>>>>

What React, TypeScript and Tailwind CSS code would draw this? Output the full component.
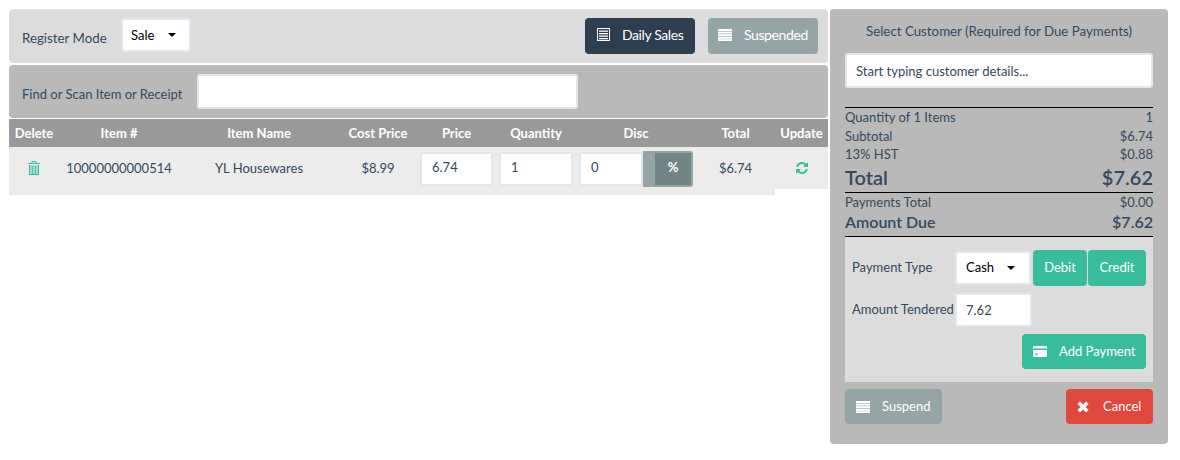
import React from 'react'

const BarsIcon = () => (
  <svg className="w-[14px] h-[12px]" viewBox="0 0 14 12" fill="white" aria-hidden="true">
    <rect x="0" y="0" width="14" height="2" />
    <rect x="0" y="2.6" width="14" height="2" />
    <rect x="0" y="5.2" width="14" height="2" />
    <rect x="0" y="7.8" width="14" height="2" />
    <rect x="0" y="10.2" width="14" height="1.8" />
  </svg>
)

const ListIcon = () => (
  <svg className="w-[13px] h-[13px]" viewBox="0 0 13 13" aria-hidden="true">
    <rect x="0.5" y="0.5" width="12" height="12" fill="none" stroke="white" />
    <rect x="2" y="2.5" width="9" height="1.3" fill="white" />
    <rect x="2" y="5" width="9" height="1.3" fill="white" />
    <rect x="2" y="7.5" width="9" height="1.3" fill="white" />
    <rect x="2" y="10" width="9" height="1.3" fill="white" />
  </svg>
)

const CardIcon = () => (
  <svg className="w-[14px] h-[11px]" viewBox="0 0 14 11" aria-hidden="true">
    <path fill="white" d="M1 0h12a1 1 0 0 1 1 1v1.5H0V1a1 1 0 0 1 1-1zM0 4h14v6a1 1 0 0 1-1 1H1a1 1 0 0 1-1-1z" />
    <rect x="2" y="7.5" width="3" height="1.2" fill="#38bc9c" />
  </svg>
)

const TrashIcon = () => (
  <svg className="w-[12px] h-[14px]" viewBox="0 0 12 14" aria-hidden="true">
    <path fill="none" stroke="#38bc9c" d="M4 2V.5h4V2" />
    <rect x="0" y="2" width="12" height="1" fill="#38bc9c" />
    <rect x="1" y="4" width="10" height="10" fill="#9fdcd8" />
    <path fill="#38bc9c" d="M1 4h1v10H1zM10 4h1v10h-1zM1 13h10v1H1z" />
    <path fill="#4fc4b4" d="M4 5h1v8H4zM7 5h1v8H7z" />
  </svg>
)

const RefreshIcon = () => (
  <svg className="w-[14px] h-[14px]" viewBox="0 0 1792 1792" fill="#38bc9c" aria-hidden="true">
    <path d="M1639 1056q0 5-1 7-64 268-268 434.5t-478 166.5q-146 0-282.5-55t-243.5-157l-129 129q-19 19-45 19t-45-19-19-45v-448q0-26 19-45t45-19h448q26 0 45 19t19 45-19 45l-137 137q71 66 161 102t187 36q134 0 250-65t186-179q11-17 53-117 8-23 30-23h192q13 0 22.5 9.5t9.5 22.5zm25-800v448q0 26-19 45t-45 19h-448q-26 0-45-19t-19-45 19-45l138-138q-148-137-349-137-134 0-250 65t-186 179q-11 17-53 117-8 23-30 23h-199q-13 0-22.5-9.5t-9.5-22.5v-7q65-268 270-434.5t480-166.5q146 0 284 55.5t245 156.5l130-129q19-19 45-19t45 19 19 45z" />
  </svg>
)

const CrossIcon = () => (
  <svg className="w-[12px] h-[12px]" viewBox="0 0 12 12" fill="none" stroke="white" strokeWidth={3.6} aria-hidden="true">
    <path d="M1.7 1.7l8.6 8.6M10.3 1.7l-8.6 8.6" />
  </svg>
)

const Caret = () => (
  <span className="w-0 h-0 border-x-[4px] border-x-transparent border-t-[4px] border-t-black" />
)

const SummaryRow = ({ label, value, className }: { label: string; value: string; className: string }) => (
  <div className={`flex justify-between ${className}`}>
    <span>{label}</span>
    <span>{value}</span>
  </div>
)

const headers = [
  { label: 'Delete', w: 'w-[50px]' },
  { label: 'Item #', w: 'w-[120px]' },
  { label: 'Item Name', w: 'w-[160px]' },
  { label: 'Cost Price', w: 'w-[78px]' },
  { label: 'Price', w: 'w-[79px]' },
  { label: 'Quantity', w: 'w-[80px]' },
  { label: 'Disc', w: 'w-[120px]' },
  { label: 'Total', w: 'w-[79px]' },
  { label: 'Update', w: 'w-[53px]' },
]

export default function App() {
  return (
    <div className="flex items-start w-[1180px] h-[460px] bg-white pt-[9px] pl-[9px] text-[13px] text-[#34495e] font-['Lato','Open_Sans',sans-serif]">
      <div className="w-[819px]">
        <div className="flex items-center justify-between h-[54px] pl-[13px] pr-[10px] bg-[#dcdcdc] rounded-[4px] border-t border-[#e4e4e4]">
          <div className="flex items-center">
            <span className="mt-[4px] w-[99px] text-[13.3px]">Register Mode</span>
            <div className="flex items-center justify-between w-[70px] h-[34px] pl-[8px] pr-[13px] -mt-[3px] bg-white border-2 border-[#e2e6ef] rounded-[3px] text-black">
              <span className="mt-[1px]">Sale</span>
              <Caret />
            </div>
          </div>
          <div className="flex items-center gap-[13px] -mt-[1px] text-white text-[14px] tracking-[-0.4px]">
            <button className="flex items-center w-[110px] h-[36px] pl-[12px] pb-[3px] bg-[#2c3e50] rounded-[4px]">
              <ListIcon />
              <span className="ml-[12px]">Daily Sales</span>
            </button>
            <button className="flex items-center w-[110px] h-[36px] pl-[10px] pb-[3px] bg-[#95a5a6] rounded-[4px]">
              <BarsIcon />
              <span className="ml-[12px]">Suspended</span>
            </button>
          </div>
        </div>

        <div className="flex items-center h-[53px] mt-[2px] pl-[13px] bg-[#b9b9b9] rounded-[4px]">
          <span className="w-[175px] mt-[6px]">Find or Scan Item or Receipt</span>
          <input className="w-[381px] h-[35px] bg-white border-2 border-[#e2e6ef] rounded-[3px]" />
        </div>

        <div className="flex items-center h-[28px] mt-[1px] pt-[1px] bg-[#999999] text-white font-bold">
          {headers.map((h) => (
            <div key={h.label} className={`${h.w} text-center`}>{h.label}</div>
          ))}
        </div>

        <div className="flex items-start">
          <div className="flex items-center w-[766px] h-[48px] pb-[7px] bg-[#ececec]">
            <div className="w-[50px] flex justify-center"><TrashIcon /></div>
            <div className="w-[120px] pt-[2px] text-center">10000000000514</div>
            <div className="w-[160px] pt-[2px] text-center">YL Housewares</div>
            <div className="w-[78px] pt-[2px] text-center">$8.99</div>
            <div className="w-[79px] flex justify-center mt-[3px]">
              <div className="w-[73px] h-[34px] pl-[10px] pb-[2px] flex items-center bg-white border-2 border-[#e2e6ef] rounded-[3px]">6.74</div>
            </div>
            <div className="w-[80px] flex justify-center mt-[3px]">
              <div className="w-[74px] h-[34px] pl-[10px] pb-[2px] flex items-center bg-white border-2 border-[#e2e6ef] rounded-[3px]">1</div>
            </div>
            <div className="w-[120px] flex pl-[3px] mt-[2px]">
              <div className="w-[64px] h-[34px] mt-[1px] pl-[10px] pb-[2px] flex items-center bg-white border-2 border-[#e2e6ef] rounded-l-[3px]">0</div>
              <div className="w-[50px] h-[36px] pl-[12px] py-[2px] pr-[2px] bg-[#95a5a6] rounded-r-[3px]">
                <div className="flex items-center justify-center h-full pb-[2px] bg-[#718585] text-white font-bold">%</div>
              </div>
            </div>
            <div className="w-[79px] pt-[2px] text-center">$6.74</div>
          </div>
          <div className="flex items-center justify-center w-[53px] h-[42px] pb-[1px] bg-[#ececec]">
            <RefreshIcon />
          </div>
        </div>
      </div>

      <div className="w-[338px] h-[435px] ml-[2px] px-[15px] bg-[#b9b9b9] rounded-[4px]">
        <div className="h-[44px] pt-[14px] leading-[16px] text-center text-[13.3px]">Select Customer (Required for Due Payments)</div>
        <div className="flex items-center h-[35px] pl-[9px] pt-[2px] bg-white border-2 border-[#e2e6ef] rounded-[3px]">
          Start typing customer details...
        </div>

        <div className="mt-[19px] border-t border-black">
          <SummaryRow label="Quantity of 1 Items" value="1" className="h-[19px] leading-[18px]" />
          <SummaryRow label="Subtotal" value="$6.74" className="h-[18px] leading-[18px]" />
          <SummaryRow label="13% HST" value="$0.88" className="h-[18px] leading-[18px]" />
          <SummaryRow label="Total" value="$7.62" className="h-[29px] leading-[28px] text-[20px] font-semibold" />
        </div>
        <div className="border-t border-black">
          <SummaryRow label="Payments Total" value="$0.00" className="h-[19px] leading-[18px]" />
          <SummaryRow label="Amount Due" value="$7.62" className="h-[24px] leading-[19px] text-[16px] font-semibold" />
        </div>

        <div className="h-[146px] border-t border-black bg-[#dcdcdc] pt-[13px] pl-[7px] pr-[7px]">
          <div className="flex items-center h-[36px]">
            <span className="w-[103px]">Payment Type</span>
            <div className="flex items-center justify-between w-[76px] h-[34px] pl-[9px] pr-[14px] bg-white border-2 border-[#e2e6ef] rounded-[3px] text-black">
              <span>Cash</span>
              <Caret />
            </div>
            <button className="w-[54px] h-[36px] ml-[2px] bg-[#38bc9c] text-white rounded-[4px]">Debit</button>
            <button className="w-[58px] h-[36px] ml-[1px] bg-[#38bc9c] text-white rounded-[4px]">Credit</button>
          </div>
          <div className="flex items-center h-[34px] mt-[7px]">
            <span className="w-[103px] whitespace-nowrap">Amount Tendered</span>
            <div className="w-[77px] h-[34px] pl-[9px] pt-[1px] flex items-center bg-white border-2 border-[#e2e6ef] rounded-[3px]">7.62</div>
          </div>
          <div className="flex justify-end mt-[7px]">
            <button className="flex items-center w-[124px] h-[35px] pl-[11px] bg-[#38bc9c] text-white rounded-[4px]">
              <CardIcon />
              <span className="ml-[12px]">Add Payment</span>
            </button>
          </div>
        </div>

        <div className="flex justify-between mt-[7px]">
          <button className="flex items-center w-[97px] h-[35px] pl-[11px] bg-[#95a5a6] text-white rounded-[4px]">
            <BarsIcon />
            <span className="ml-[12px]">Suspend</span>
          </button>
          <button className="flex items-center w-[87px] h-[35px] pl-[11px] bg-[#e0483e] text-white rounded-[4px]">
            <CrossIcon />
            <span className="ml-[14px]">Cancel</span>
          </button>
        </div>
      </div>
    </div>
  )
}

<<<<

Objective: Only lines belong in the copy: transcribe those from the start of the data through the line that contains "import React from 'react'", and skip the pictures.

Expected answer:
What React, TypeScript and Tailwind CSS code would draw this? Output the full component.
import React from 'react'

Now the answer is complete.